PROBLEM TO WORK ON
The records below are made of lines; count those holding the word "with" and give the number only.

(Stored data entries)
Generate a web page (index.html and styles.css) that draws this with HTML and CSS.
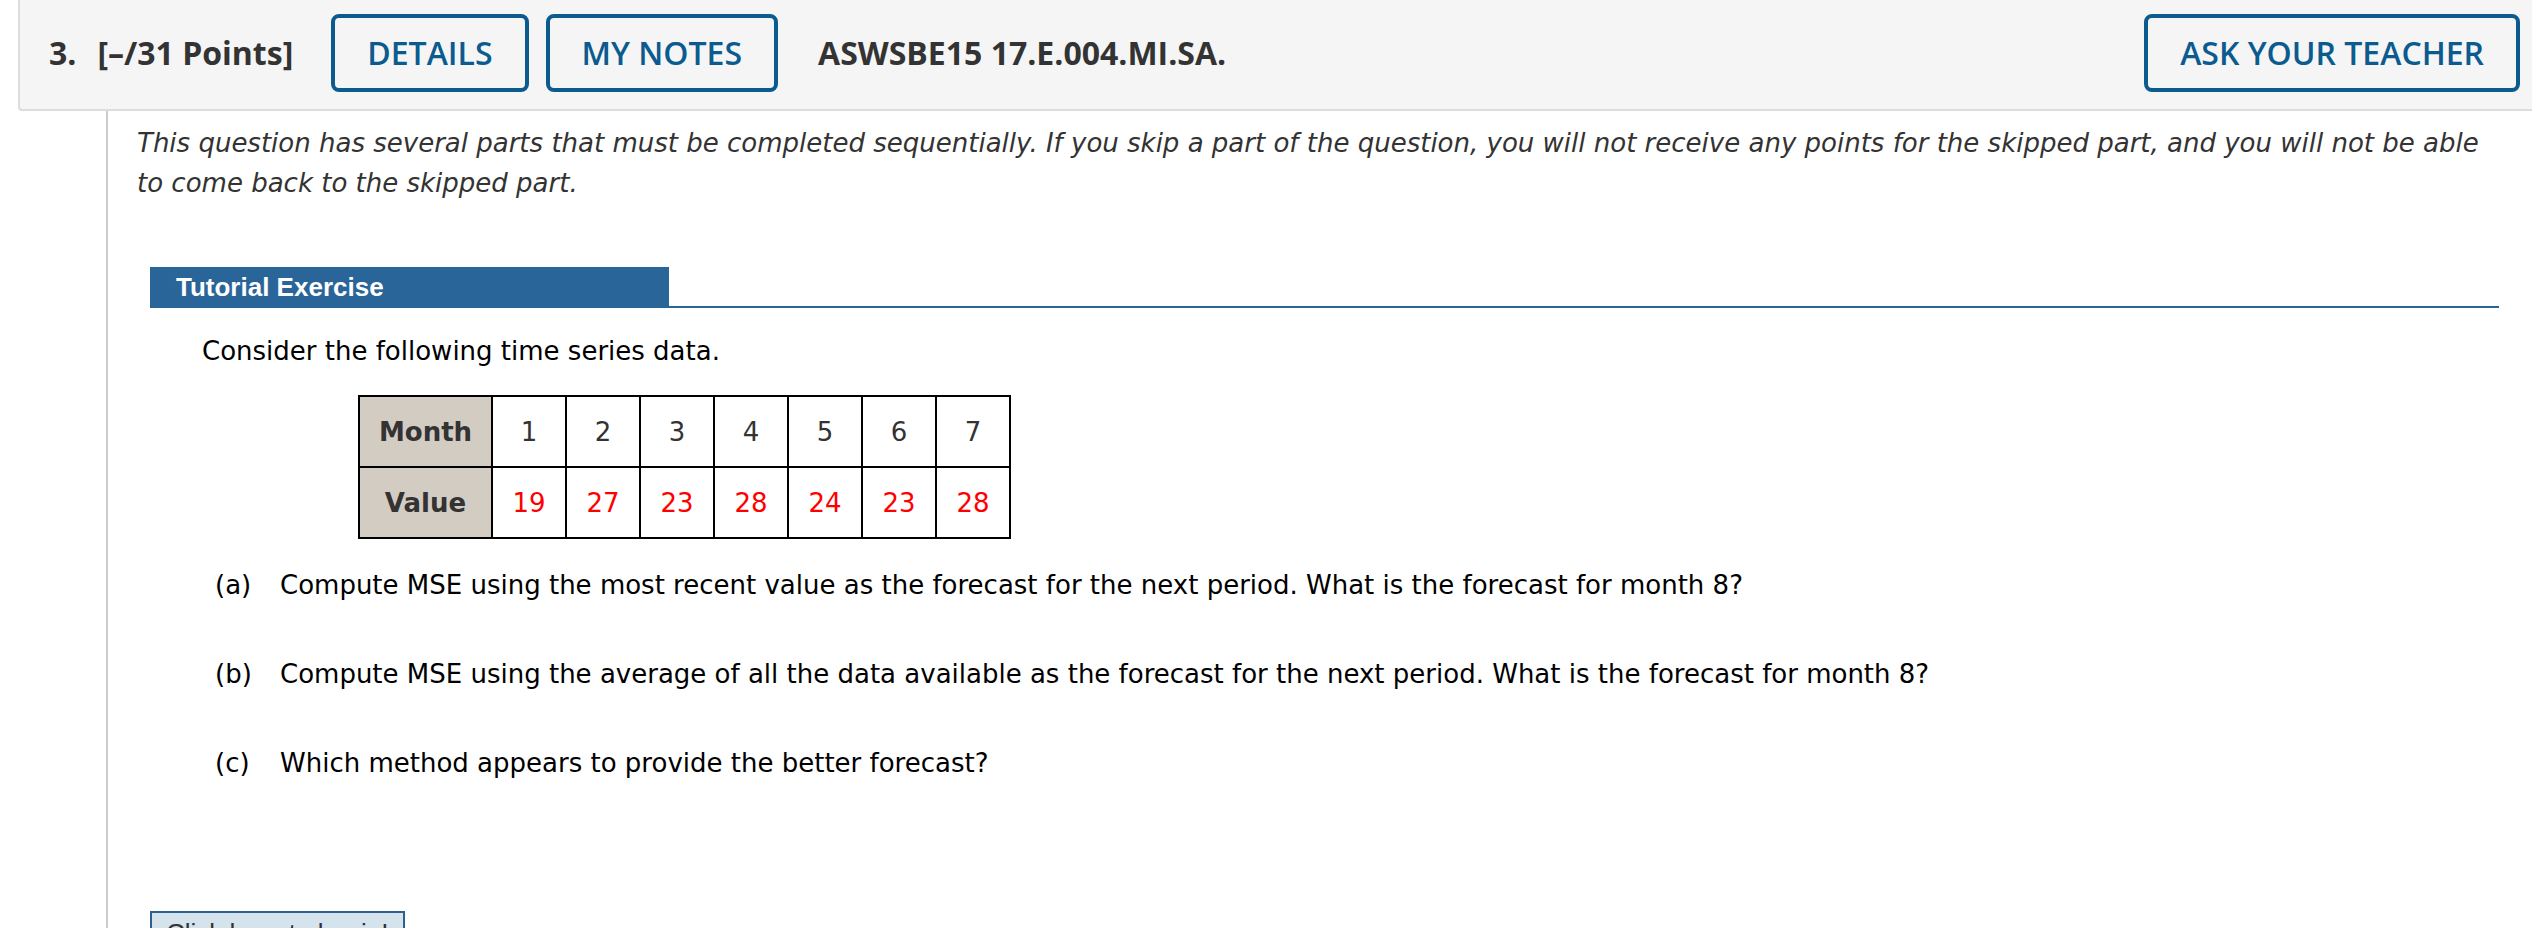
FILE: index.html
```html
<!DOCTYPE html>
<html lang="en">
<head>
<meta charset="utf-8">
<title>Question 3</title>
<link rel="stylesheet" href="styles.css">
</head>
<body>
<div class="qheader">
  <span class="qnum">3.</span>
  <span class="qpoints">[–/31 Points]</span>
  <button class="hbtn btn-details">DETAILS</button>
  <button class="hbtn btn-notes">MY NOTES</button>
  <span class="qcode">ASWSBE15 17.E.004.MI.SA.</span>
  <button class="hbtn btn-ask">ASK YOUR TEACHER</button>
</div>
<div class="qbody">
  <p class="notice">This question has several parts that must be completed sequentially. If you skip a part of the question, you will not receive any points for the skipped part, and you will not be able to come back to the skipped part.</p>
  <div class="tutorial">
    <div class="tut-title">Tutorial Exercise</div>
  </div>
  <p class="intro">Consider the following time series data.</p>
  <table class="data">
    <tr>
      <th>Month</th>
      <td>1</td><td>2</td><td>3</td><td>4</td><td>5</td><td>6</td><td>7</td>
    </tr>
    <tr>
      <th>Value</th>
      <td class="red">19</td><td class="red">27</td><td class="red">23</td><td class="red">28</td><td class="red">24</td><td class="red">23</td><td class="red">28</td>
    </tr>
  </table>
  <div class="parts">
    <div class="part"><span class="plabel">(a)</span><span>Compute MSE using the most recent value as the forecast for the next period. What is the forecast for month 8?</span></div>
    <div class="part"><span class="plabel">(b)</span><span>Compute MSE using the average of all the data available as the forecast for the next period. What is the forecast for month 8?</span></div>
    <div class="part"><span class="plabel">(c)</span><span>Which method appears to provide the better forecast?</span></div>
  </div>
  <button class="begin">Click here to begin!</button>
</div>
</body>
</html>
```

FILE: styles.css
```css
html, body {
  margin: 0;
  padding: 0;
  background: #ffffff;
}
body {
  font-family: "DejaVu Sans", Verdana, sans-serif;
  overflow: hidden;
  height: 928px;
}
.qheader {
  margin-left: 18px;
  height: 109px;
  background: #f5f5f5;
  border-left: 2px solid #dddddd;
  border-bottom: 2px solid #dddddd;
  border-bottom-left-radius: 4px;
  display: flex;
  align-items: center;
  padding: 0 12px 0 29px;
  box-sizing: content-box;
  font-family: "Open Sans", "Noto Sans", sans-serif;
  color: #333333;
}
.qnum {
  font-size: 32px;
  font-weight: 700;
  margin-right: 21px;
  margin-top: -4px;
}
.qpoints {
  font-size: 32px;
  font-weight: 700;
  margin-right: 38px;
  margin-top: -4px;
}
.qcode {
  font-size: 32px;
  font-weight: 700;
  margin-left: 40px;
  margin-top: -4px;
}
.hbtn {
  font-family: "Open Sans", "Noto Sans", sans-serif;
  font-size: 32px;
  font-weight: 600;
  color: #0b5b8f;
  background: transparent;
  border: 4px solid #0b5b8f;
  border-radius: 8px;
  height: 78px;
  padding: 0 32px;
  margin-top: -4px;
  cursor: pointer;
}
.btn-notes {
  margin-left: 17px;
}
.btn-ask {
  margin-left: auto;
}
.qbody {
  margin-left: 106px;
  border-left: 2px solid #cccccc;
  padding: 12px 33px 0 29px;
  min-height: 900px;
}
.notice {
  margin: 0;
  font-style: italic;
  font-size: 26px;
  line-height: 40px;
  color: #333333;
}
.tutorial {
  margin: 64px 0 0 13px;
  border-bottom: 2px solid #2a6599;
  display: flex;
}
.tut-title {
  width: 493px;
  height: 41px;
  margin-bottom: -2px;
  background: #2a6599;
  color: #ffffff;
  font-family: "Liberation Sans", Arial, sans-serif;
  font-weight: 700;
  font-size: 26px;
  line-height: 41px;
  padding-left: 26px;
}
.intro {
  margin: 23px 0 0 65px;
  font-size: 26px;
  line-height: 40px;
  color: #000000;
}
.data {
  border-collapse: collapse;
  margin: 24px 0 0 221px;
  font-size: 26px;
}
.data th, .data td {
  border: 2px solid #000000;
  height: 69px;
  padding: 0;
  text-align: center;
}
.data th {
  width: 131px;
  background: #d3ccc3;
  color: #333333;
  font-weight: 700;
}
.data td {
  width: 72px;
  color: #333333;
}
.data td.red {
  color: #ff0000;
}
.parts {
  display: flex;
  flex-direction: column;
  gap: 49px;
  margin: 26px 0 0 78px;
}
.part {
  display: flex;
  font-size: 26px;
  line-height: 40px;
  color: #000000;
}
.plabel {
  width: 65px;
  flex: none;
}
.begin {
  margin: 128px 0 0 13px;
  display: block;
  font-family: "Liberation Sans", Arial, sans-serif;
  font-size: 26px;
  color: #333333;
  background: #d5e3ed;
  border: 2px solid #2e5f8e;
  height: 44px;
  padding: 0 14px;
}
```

...

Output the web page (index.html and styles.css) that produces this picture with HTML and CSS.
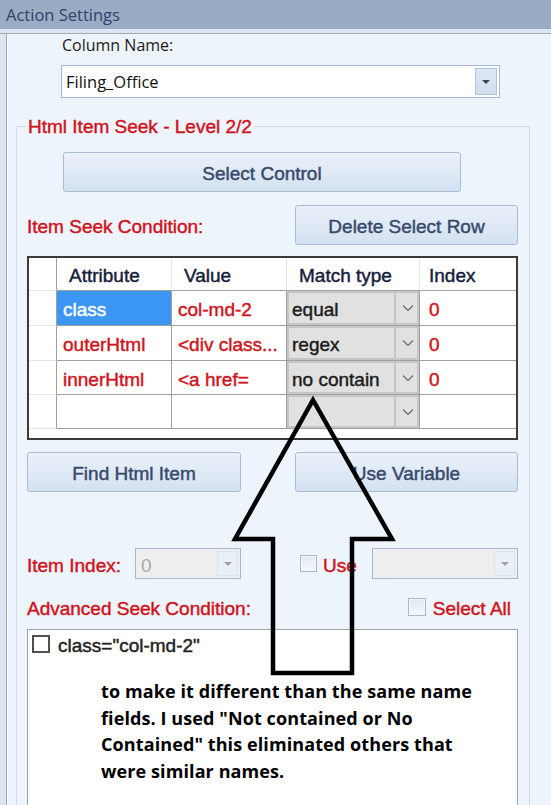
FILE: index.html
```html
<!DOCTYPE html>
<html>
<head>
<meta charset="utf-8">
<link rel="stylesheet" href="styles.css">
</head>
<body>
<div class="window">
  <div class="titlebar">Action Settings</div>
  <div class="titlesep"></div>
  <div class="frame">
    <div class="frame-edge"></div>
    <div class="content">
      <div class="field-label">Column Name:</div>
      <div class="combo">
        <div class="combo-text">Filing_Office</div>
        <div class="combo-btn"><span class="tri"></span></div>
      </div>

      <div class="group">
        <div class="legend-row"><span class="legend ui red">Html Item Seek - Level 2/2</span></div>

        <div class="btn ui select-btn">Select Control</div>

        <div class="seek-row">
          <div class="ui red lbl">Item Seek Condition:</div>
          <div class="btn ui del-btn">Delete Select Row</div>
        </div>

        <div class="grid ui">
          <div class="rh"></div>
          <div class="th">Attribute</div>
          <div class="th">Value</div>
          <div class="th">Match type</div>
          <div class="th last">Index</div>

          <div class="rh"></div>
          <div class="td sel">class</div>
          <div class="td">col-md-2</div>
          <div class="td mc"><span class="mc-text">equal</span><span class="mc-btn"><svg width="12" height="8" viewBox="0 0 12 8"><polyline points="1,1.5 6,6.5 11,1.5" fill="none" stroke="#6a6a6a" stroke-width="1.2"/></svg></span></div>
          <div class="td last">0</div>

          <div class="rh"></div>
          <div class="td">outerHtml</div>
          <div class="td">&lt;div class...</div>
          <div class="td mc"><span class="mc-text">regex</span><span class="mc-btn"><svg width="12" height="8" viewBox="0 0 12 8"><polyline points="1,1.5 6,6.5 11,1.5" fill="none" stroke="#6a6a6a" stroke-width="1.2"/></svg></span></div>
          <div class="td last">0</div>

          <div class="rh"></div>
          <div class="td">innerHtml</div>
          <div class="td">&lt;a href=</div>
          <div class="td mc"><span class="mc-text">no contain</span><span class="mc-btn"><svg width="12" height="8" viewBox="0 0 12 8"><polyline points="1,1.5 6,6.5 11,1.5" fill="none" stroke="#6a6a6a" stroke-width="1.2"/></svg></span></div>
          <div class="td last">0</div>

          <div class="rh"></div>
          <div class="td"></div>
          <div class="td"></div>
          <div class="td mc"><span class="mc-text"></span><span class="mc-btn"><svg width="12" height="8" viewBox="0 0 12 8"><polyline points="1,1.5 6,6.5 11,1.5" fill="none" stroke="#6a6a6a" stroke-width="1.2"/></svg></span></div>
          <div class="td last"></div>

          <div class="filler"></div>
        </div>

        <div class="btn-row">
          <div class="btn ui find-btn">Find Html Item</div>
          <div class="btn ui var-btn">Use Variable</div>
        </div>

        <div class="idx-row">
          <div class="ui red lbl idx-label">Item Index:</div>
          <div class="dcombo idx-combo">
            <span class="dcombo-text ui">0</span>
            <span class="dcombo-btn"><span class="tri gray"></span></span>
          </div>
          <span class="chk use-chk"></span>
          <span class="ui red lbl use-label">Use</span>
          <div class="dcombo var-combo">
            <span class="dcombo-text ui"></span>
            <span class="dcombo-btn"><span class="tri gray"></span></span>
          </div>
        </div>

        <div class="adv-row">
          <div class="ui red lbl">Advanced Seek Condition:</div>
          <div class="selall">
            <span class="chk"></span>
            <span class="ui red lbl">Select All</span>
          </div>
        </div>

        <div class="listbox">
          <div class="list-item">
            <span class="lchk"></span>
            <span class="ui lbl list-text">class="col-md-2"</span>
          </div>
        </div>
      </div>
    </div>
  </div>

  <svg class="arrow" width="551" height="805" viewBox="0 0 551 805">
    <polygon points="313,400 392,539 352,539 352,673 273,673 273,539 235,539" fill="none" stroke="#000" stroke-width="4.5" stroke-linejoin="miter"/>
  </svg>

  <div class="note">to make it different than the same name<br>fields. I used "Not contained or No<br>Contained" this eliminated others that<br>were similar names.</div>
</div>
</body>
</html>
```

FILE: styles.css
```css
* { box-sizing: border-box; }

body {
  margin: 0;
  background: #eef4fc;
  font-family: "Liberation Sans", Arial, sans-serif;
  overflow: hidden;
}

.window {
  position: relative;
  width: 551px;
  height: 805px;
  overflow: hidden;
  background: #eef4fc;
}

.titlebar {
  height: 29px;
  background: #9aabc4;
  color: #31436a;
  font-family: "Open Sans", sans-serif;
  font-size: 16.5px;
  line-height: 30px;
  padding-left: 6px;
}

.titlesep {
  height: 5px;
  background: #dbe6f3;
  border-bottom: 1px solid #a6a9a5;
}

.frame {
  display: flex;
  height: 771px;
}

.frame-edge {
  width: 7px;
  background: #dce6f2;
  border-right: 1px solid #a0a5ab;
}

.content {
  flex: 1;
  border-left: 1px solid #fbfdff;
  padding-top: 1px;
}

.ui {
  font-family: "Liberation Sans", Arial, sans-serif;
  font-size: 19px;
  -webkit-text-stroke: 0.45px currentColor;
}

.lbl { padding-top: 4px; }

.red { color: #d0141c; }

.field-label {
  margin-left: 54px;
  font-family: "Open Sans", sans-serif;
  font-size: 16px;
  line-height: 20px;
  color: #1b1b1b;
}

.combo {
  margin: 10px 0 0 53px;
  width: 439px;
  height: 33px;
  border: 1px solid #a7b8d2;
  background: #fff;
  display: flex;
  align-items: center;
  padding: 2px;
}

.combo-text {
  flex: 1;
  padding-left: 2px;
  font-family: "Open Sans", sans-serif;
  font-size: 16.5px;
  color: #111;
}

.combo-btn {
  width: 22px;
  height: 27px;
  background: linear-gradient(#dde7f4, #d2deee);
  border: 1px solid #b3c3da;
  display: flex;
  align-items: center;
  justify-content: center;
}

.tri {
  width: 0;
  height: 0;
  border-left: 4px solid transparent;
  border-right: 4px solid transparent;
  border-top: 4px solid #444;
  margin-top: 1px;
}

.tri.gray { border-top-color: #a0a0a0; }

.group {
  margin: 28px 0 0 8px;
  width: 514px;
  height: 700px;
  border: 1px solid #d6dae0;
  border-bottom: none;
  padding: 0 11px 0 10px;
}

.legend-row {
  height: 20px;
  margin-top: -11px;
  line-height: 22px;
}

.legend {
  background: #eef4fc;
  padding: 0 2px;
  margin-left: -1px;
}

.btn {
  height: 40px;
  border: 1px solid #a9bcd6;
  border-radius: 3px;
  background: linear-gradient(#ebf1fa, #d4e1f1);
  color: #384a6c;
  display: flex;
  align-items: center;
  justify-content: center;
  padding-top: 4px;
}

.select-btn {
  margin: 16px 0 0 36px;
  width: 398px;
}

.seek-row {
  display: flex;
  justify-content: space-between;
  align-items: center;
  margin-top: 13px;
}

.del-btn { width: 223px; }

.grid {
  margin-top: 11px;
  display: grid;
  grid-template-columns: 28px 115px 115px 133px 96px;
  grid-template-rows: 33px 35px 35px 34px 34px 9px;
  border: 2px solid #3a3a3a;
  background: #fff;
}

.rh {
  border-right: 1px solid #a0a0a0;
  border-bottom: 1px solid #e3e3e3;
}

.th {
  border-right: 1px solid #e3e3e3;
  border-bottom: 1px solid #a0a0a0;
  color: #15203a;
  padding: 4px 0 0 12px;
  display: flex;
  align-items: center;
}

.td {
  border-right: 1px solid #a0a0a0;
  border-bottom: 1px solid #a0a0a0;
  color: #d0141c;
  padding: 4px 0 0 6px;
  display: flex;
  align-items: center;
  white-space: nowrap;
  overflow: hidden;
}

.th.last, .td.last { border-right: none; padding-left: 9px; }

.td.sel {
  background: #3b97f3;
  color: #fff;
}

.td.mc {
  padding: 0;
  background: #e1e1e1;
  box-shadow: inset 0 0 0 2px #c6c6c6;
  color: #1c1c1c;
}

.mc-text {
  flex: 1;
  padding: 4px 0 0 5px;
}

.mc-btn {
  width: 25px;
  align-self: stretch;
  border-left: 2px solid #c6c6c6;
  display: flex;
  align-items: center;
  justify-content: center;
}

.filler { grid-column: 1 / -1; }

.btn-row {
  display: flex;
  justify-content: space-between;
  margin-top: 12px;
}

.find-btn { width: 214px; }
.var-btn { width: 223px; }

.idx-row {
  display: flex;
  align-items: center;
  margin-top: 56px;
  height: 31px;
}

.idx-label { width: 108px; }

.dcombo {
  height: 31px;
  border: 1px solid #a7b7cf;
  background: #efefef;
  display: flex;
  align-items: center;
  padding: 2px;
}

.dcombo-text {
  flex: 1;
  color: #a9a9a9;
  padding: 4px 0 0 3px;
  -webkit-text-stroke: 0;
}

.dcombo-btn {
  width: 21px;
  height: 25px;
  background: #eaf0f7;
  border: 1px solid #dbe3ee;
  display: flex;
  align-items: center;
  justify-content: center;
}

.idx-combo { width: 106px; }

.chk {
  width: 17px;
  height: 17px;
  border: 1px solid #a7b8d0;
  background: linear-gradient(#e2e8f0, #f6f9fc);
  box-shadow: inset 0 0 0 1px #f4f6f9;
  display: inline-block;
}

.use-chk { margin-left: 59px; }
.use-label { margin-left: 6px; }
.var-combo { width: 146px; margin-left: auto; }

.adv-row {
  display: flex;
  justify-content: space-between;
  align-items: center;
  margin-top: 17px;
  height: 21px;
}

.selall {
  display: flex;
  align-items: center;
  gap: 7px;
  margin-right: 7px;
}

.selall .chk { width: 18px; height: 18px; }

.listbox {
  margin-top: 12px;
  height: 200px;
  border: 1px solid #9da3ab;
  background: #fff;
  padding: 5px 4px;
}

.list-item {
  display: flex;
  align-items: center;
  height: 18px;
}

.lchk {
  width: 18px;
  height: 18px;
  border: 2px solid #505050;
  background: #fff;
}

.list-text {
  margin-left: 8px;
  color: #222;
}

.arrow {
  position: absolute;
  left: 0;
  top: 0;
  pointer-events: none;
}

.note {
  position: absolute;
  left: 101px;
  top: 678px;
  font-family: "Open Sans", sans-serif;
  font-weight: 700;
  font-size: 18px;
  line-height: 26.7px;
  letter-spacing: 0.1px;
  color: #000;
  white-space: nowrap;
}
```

---

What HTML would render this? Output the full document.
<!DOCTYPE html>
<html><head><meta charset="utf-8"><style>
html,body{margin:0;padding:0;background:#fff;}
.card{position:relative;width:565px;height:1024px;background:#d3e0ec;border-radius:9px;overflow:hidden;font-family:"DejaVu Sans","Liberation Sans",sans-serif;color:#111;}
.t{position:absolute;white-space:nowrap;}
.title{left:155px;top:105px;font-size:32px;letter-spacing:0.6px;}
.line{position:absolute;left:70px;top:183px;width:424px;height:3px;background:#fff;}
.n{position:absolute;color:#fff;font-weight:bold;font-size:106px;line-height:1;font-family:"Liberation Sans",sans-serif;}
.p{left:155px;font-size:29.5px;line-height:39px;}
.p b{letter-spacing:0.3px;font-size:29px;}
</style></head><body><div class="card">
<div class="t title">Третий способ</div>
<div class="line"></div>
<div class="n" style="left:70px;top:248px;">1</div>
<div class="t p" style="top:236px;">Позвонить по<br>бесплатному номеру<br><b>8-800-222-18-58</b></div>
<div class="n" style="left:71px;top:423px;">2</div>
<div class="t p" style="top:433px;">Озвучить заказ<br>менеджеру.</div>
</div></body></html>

CORRECT OUTPUT
2